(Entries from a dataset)
* * * * *
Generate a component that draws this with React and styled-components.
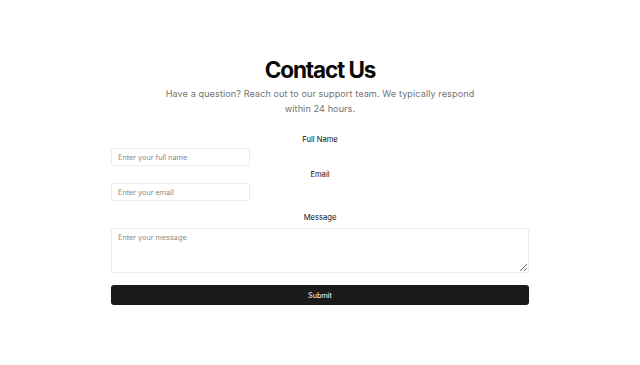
import React from 'react';
import styled, { createGlobalStyle } from 'styled-components';

const Global = createGlobalStyle`
	body {
		margin: 0;
		background: #ffffff;
		font-family: Inter, "Noto Sans", sans-serif;
	}
`;

const Page = styled.div`
	width: 418px;
	margin: 0 auto;
	padding-top: 56px;
`;

const Title = styled.h1`
	margin: 0;
	text-align: center;
	font-size: 22.5px;
	line-height: 28px;
	font-weight: 700;
	letter-spacing: -0.05em;
	color: #0a0a0a;
`;

const Subtitle = styled.p`
	margin: 2px auto 0;
	max-width: 316px;
	text-align: center;
	font-size: 9.1px;
	line-height: 15px;
	color: #737373;
	letter-spacing: 0.01em;
`;

const Form = styled.form`
	margin-top: 18px;
	display: flex;
	flex-direction: column;
`;

const Label = styled.label`
	display: block;
	text-align: center;
	font-size: 7.6px;
	line-height: 12px;
	color: #111;
	margin-top: ${(p) => p.$gap || 0}px;
`;

const Input = styled.input`
	box-sizing: border-box;
	width: 139px;
	height: 18px;
	margin-top: 2px;
	padding: 0 6px;
	border: 1px solid #ececec;
	border-radius: 2px;
	font-family: inherit;
	font-size: 7.3px;
	color: #111;
	outline: none;
	&::placeholder {
		color: #8a8a8a;
	}
`;

const TextArea = styled.textarea`
	box-sizing: border-box;
	width: 100%;
	height: 45px;
	margin-top: 4px;
	padding: 4px 6px;
	border: 1px solid #ececec;
	border-radius: 2px;
	font-family: inherit;
	font-size: 7.3px;
	color: #111;
	outline: none;
	resize: vertical;
	&::placeholder {
		color: #8a8a8a;
	}
`;

const Button = styled.button`
	margin-top: 12px;
	height: 20px;
	width: 100%;
	border: none;
	border-radius: 3px;
	background: #1a1a1a;
	color: #fff;
	font-family: inherit;
	font-size: 7.3px;
	font-weight: 400;
	cursor: pointer;
`;

export default function App() {
	return (
		<>
			<Global />
			<Page>
				<Title>Contact Us</Title>
				<Subtitle>
					Have a question? Reach out to our support team. We typically respond within 24 hours.
				</Subtitle>
				<Form onSubmit={(e) => e.preventDefault()}>
					<Label htmlFor="name">Full Name</Label>
					<Input id="name" placeholder="Enter your full name" />
					<Label htmlFor="email" $gap={3}>Email</Label>
					<Input id="email" type="email" placeholder="Enter your email" />
					<Label htmlFor="message" $gap={11}>Message</Label>
					<TextArea id="message" placeholder="Enter your message" />
					<Button type="submit">Submit</Button>
				</Form>
			</Page>
		</>
	);
}
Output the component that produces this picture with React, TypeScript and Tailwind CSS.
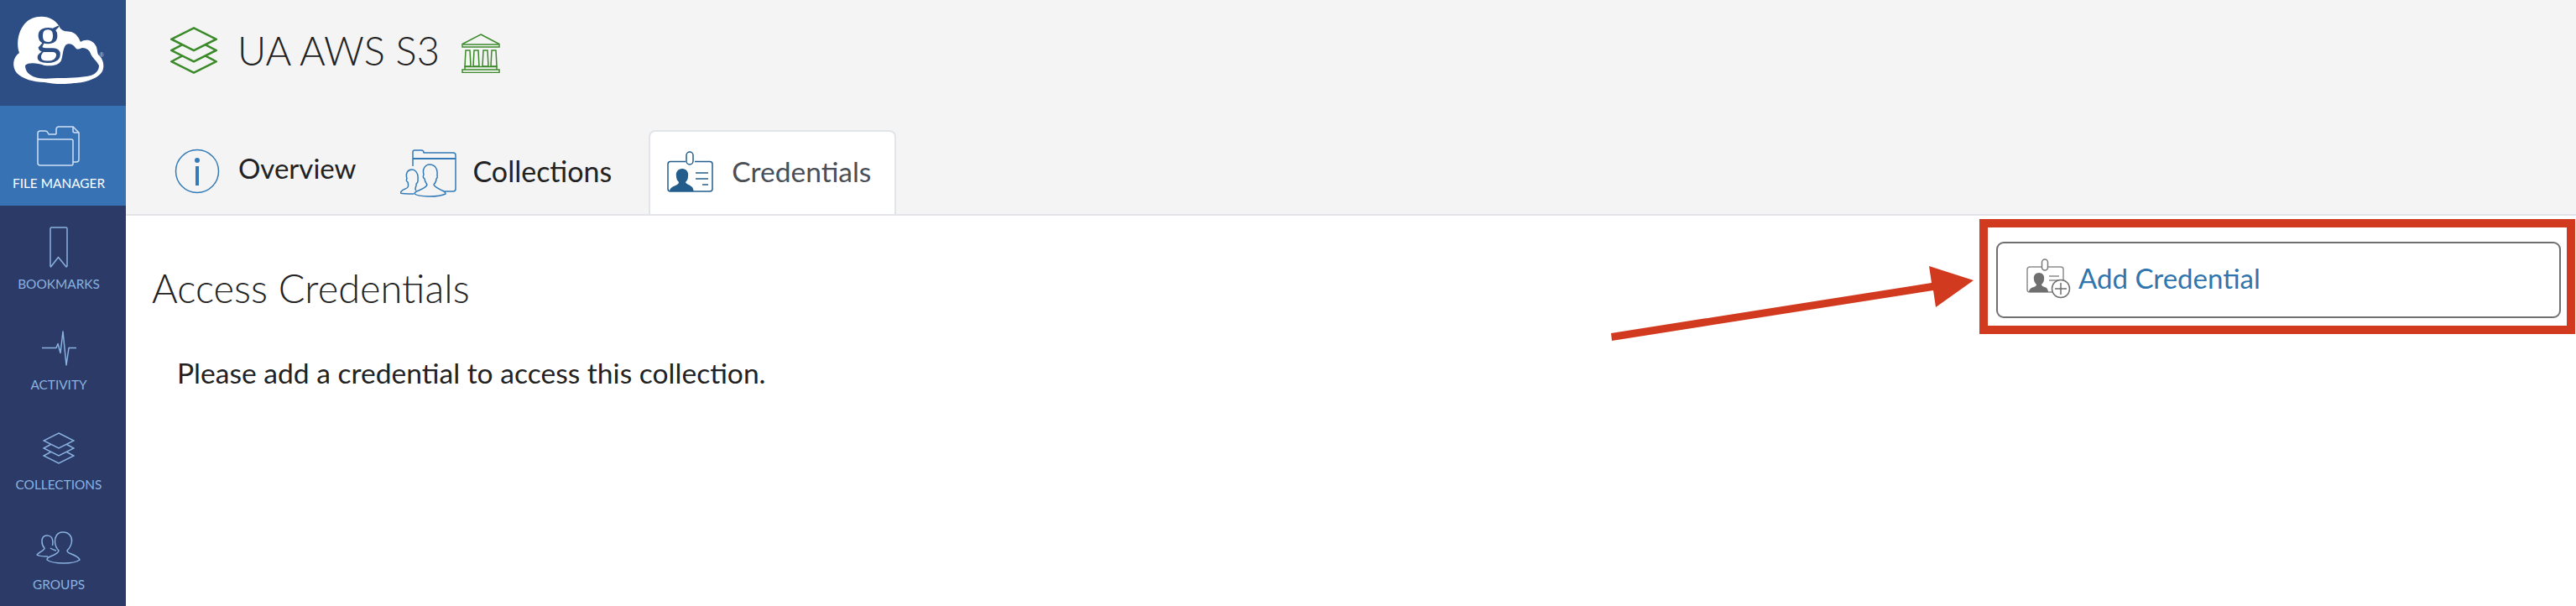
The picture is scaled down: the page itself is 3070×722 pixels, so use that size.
import React from 'react';

const navItems = [
  { label: 'BOOKMARKS', icon: <BookmarkIcon /> },
  { label: 'ACTIVITY', icon: <ActivityIcon /> },
  { label: 'COLLECTIONS', icon: <LayersIcon /> },
  { label: 'GROUPS', icon: <GroupsIcon /> },
];

function GlobusLogo() {
  return (
    <svg width="150" height="126" viewBox="0 0 150 126">
      <path
        fill="#fff"
        d="M23 63C18 48 24 28 38 22C50 17 66 20 72 34C76 38 80 37 85 38C91 40 94 45 96 50C102 46 111 47 115 56C116 60 116 63 117 65C123 70 125 78 122 85C116 95 98 99 88 99C76 101 62 100 53 98C40 98 27 94 20 87C14 80 15 68 23 63Z"
      />
      <path
        fill="#2d4d85"
        d="M30 78C34 74 44 75 53 78C62 79 70 78 73 72C75 66 75 58 78 54C81 51 87 52 90 57C92 60 95 58 98 57C103 57 107 60 108 64C110 69 115 72 118 78C118 84 114 88 108 90C100 92 86 93 73 93C62 93 50 95 42 92C36 90 30 86 30 78Z"
      />
      <text x="57.500" y="62" textAnchor="middle" fill="#2d4d85" fontFamily="'Liberation Serif', serif" fontSize="62">
        g
      </text>
      <text x="121" y="68" textAnchor="middle" fill="#c9d3e3" fontFamily="'Liberation Sans', sans-serif" fontSize="7">
        ®
      </text>
    </svg>
  );
}

function FolderIcon() {
  return (
    <svg width="52" height="48" viewBox="0 0 52 48" fill="none" stroke="#cfe0f3" strokeWidth="1.5" strokeLinejoin="round">
      <path d="M1 16V9a3 3 0 0 1 3-3h6a3 3 0 0 1 3 2l1 2h9" />
      <path d="M23 10V4a3 3 0 0 1 3-3h17l7 7v32a3 3 0 0 1-3 3h-4" />
      <path d="M43 1v5a2 2 0 0 0 2 2h5" />
      <path d="M3 16h38a2 2 0 0 1 2 2v27a2 2 0 0 1-2 2H4a3 3 0 0 1-3-3V16z" />
    </svg>
  );
}

function BookmarkIcon() {
  return (
    <svg width="24" height="50" viewBox="0 0 24 50" fill="none" stroke="#8ab2e0" strokeWidth="1.5" strokeLinejoin="round">
      <path d="M2 2.500a1.500 1.500 0 0 1 1.500-1.500h17a1.500 1.500 0 0 1 1.500 1.500V47l-1 1-9.500-11.500L2.500 48l-.500-1z" />
    </svg>
  );
}

function ActivityIcon() {
  return (
    <svg width="42" height="42" viewBox="0 0 42 42" fill="none" stroke="#8ab2e0" strokeWidth="1.500" strokeLinejoin="round">
      <path d="M1 20.500h17l2-5 3 11 3-25.500 4 40 3-20.500h9" />
    </svg>
  );
}

function LayersIcon({ stroke = '#8ab2e0', width = 38, sw = 1.5 }: { stroke?: string; width?: number; sw?: number }) {
  return (
    <svg width={width} height={width} viewBox="0 0 38 38" fill="none" stroke={stroke} strokeWidth={sw} strokeLinejoin="miter">
      <path d="M19 1L37 10L19 19L1 10Z" />
      <path d="M9.500 14.500L1 19L19 28L37 19L28.500 14.500" />
      <path d="M9.500 23.500L1 28L19 37L37 28L28.500 23.500" />
    </svg>
  );
}

function GroupsIcon() {
  return (
    <svg width="54" height="40" viewBox="0 0 54 40" fill="none" stroke="#8ab2e0" strokeWidth="1.500" strokeLinejoin="round">
      <path d="M32 1C25 1 22 7 22.500 13C23 18 25 21 27 23C27 26 22 28 17 30C14 31 13 32 13 34C17 37 25 38 33 38C41 38 48 37 52 34C51 31 47 29 42 27C39 26 37 25 37 23C40 20 42 17 42.500 12C43 6 39 1 32 1Z" />
      <path d="M19.500 17C20 15 20 12 19.500 10C19 7 16 5 13 5C9 5 7 8 7 12C7 15 8 18 10 20C10 23 5 24 2 27L1 28C4 30 9 30 14 30" />
      <path d="M17 20C18 21 21 22 24 23" />
    </svg>
  );
}

function InfoIcon() {
  return (
    <svg width="54" height="54" viewBox="0 0 54 54" fill="none">
      <circle cx="27" cy="27" r="25.500" stroke="#337ab7" strokeWidth="1.500" />
      <circle cx="27" cy="14" r="3" fill="#337ab7" />
      <rect x="25" y="21" width="4" height="23" fill="#337ab7" />
    </svg>
  );
}

function CollectionsIcon() {
  return (
    <svg width="68" height="58" viewBox="0 0 68 58" fill="none" stroke="#337ab7" strokeWidth="1.500" strokeLinejoin="round">
      <path d="M15 20V3a2 2 0 0 1 2-2h8a3 3 0 0 1 3 3h35a3 3 0 0 1 3 3v40a3 3 0 0 1-3 3H53" />
      <path d="M15 11h51" strokeWidth="2" />
      <path d="M19 49c-3-2 1-5 0-8 3-2 2-4 2-5 1-9-4-12-7-12-5 0-8 4-6 11-1 1-1 3 1 4 1 4 1 7-3 8-3 1-5 2-6 5 3 1 10 1 16 1" />
      <path d="M35 18c6 0 10 5 9 12 0 2 1 4-1 5 0 3-1 5-3 7 1 3 6 5 10 7 3 1 4 2 4 4-4 2-12 3-19 3s-15-1-18-3c0-2 2-3 5-4 5-2 9-4 10-7-1-2-3-4-3-7-2-1-2-3-1-5-2-7 2-12 7-12z" />
    </svg>
  );
}

function CredentialIcon() {
  return (
    <svg width="56" height="50" viewBox="0 0 56 50" fill="none">
      <path d="M22 12.500H4a3 3 0 0 0-3 3V45a3 3 0 0 0 3 3h47a3 3 0 0 0 3-3V15.500a3 3 0 0 0-3-3H33" stroke="#235d8b" strokeWidth="1.500" />
      <rect x="23" y="1" width="8" height="15" rx="4" stroke="#235d8b" strokeWidth="1.500" />
      <path fill="#235d8b" d="M18 21c5 0 8 4 7 9 0 3-1 5-3 7 0 2 5 3 8 6 1 1 1 3 2 5H3c0-2 1-4 3-5 3-2 8-3 8-6-2-2-3-4-3-7-1-5 2-9 7-9z" />
      <path d="M34 26h15M34 33h15M42 40h7" stroke="#235d8b" strokeWidth="1.500" />
    </svg>
  );
}

function AddCredentialIcon() {
  return (
    <svg width="54" height="48" viewBox="0 0 54 48" fill="none">
      <path d="M18 10H4a3 3 0 0 0-3 3v24a3 3 0 0 0 3 3h28M26 10h15a3 3 0 0 1 3 3v13" stroke="#8d8d8d" strokeWidth="1.500" />
      <rect x="18.500" y="1" width="7" height="13" rx="3.500" stroke="#7a7a7a" strokeWidth="1.500" />
      <path fill="#6f6f6f" d="M15 17c4 0 7 3 6 8 0 2-1 4-3 6 0 2 4 3 6 4 1 1 2 3 2 5H3c0-2 1-4 3-5 3-1 6-2 6-4-2-2-3-4-3-6-1-5 2-8 6-8z" />
      <path d="M27 21h12M27 26h12" stroke="#8d8d8d" strokeWidth="1.500" />
      <circle cx="41" cy="36" r="10.500" fill="#fff" stroke="#6f6f6f" strokeWidth="1.500" />
      <path d="M41 29v14M34 36h14" stroke="#6f6f6f" strokeWidth="1.500" />
    </svg>
  );
}

function BankIcon() {
  return (
    <svg width="48" height="48" viewBox="0 0 48 48" fill="none" stroke="#3b8a2a" strokeWidth="1.500">
      <path d="M24 2L46 13.500V17H2V13.500z" />
      <path d="M3 14h42" />
      <path d="M6 21h5l1 19H5zM16 21h5l1 19h-7zM27 21h5l1 19h-7zM37 21h5l1 19h-7z" />
      <path d="M5 40.500h38V44H5zM2 44h44v3.500H2z" />
    </svg>
  );
}

export default function App() {
  return (
    <div className="relative flex h-[722px] w-[3070px] overflow-hidden bg-white font-['Lato','Noto_Sans',sans-serif] text-[#222]">
      <aside className="flex w-[150px] shrink-0 flex-col bg-[#2b3a66]">
        <div className="flex h-[126px] items-center justify-center bg-[#2d4d85]">
          <GlobusLogo />
        </div>
        <div className="flex h-[120px] flex-col items-center bg-[#3772b5] pr-[10px] pt-[24px] text-white">
          <FolderIcon />
          <span className="mt-[10px] text-[15.400px] leading-[20px]">FILE MANAGER</span>
        </div>
        {navItems.map((item) => (
          <div key={item.label} className="flex h-[120px] flex-col items-center pr-[10px] text-[#8ab2e0]">
            <div className="flex h-[84px] items-center justify-center pt-[16px]">{item.icon}</div>
            <span className="mt-[-1px] text-[15.400px] leading-[20px]">{item.label}</span>
          </div>
        ))}
      </aside>

      <main className="flex min-w-0 flex-1 flex-col">
        <header className="flex h-[257px] flex-col border-b-2 border-[#e1e5e9] bg-[#f4f4f4]">
          <div className="flex h-[157px] items-start pl-[53px] pt-[32px]">
            <LayersIcon stroke="#3b8a2a" width={56} sw={1.7} />
            <h1 className="ml-[24px] mt-[-2px] text-[47px] font-light leading-[60px]">UA AWS S3</h1>
            <div className="ml-[25px] mt-[7px]">
              <BankIcon />
            </div>
          </div>
          <nav className="flex h-[100px] items-start">
            <div className="ml-[58px] flex h-[98px] items-center pb-[6px]">
              <div className="mt-[6px]">
                <InfoIcon />
              </div>
              <span className="ml-[22px] text-[33px]">Overview</span>
            </div>
            <div className="ml-[53px] flex h-[98px] items-center pb-[2px]">
              <div className="mt-[8px]">
                <CollectionsIcon />
              </div>
              <span className="ml-[18px] text-[34px]">Collections</span>
            </div>
            <div className="ml-[44px] flex h-[100px] w-[295px] items-center rounded-t-[8px] border-2 border-b-0 border-[#e1e5e9] bg-white pb-[2px] pl-[20px] text-[#4a4f57]">
              <CredentialIcon />
              <span className="mb-[2px] ml-[21px] text-[33.500px]">Credentials</span>
            </div>
          </nav>
        </header>

        <section className="flex items-start justify-between">
          <div className="pl-[31px] pt-[58px]">
            <h2 className="text-[47px] font-light leading-[56px]">Access Credentials</h2>
            <p className="ml-[30px] mt-[51px] text-[33.6px] leading-[44px]">Please add a credential to access this collection.</p>
          </div>
          <button className="mr-[18px] mt-[31px] flex h-[91px] w-[673px] items-center rounded-[9px] border-2 border-[#6f6f6f] pb-[4px] pl-[34px] text-[33px] text-[#2f75ae]">
            <AddCredentialIcon />
            <span className="ml-[8px]">Add Credential</span>
          </button>
        </section>
      </main>

      {/* annotation drawn over the screenshot */}
      <div className="absolute left-[2359px] top-[261px] h-[137px] w-[710px] border-[10px] border-[#d13a1f]" />
      <svg className="absolute left-[1900px] top-[310px]" width="460" height="100" viewBox="0 0 460 100">
        <path fill="#d13a1f" d="M20 87L402 27L399 7L452 24L407 56L404 36L21 96Z" />
      </svg>
    </div>
  );
}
* * * * *
▶ _Task directions_: Report the number of lines in the listing where the string "this" appears, and nothing besides.

▶ _Written reply_: 3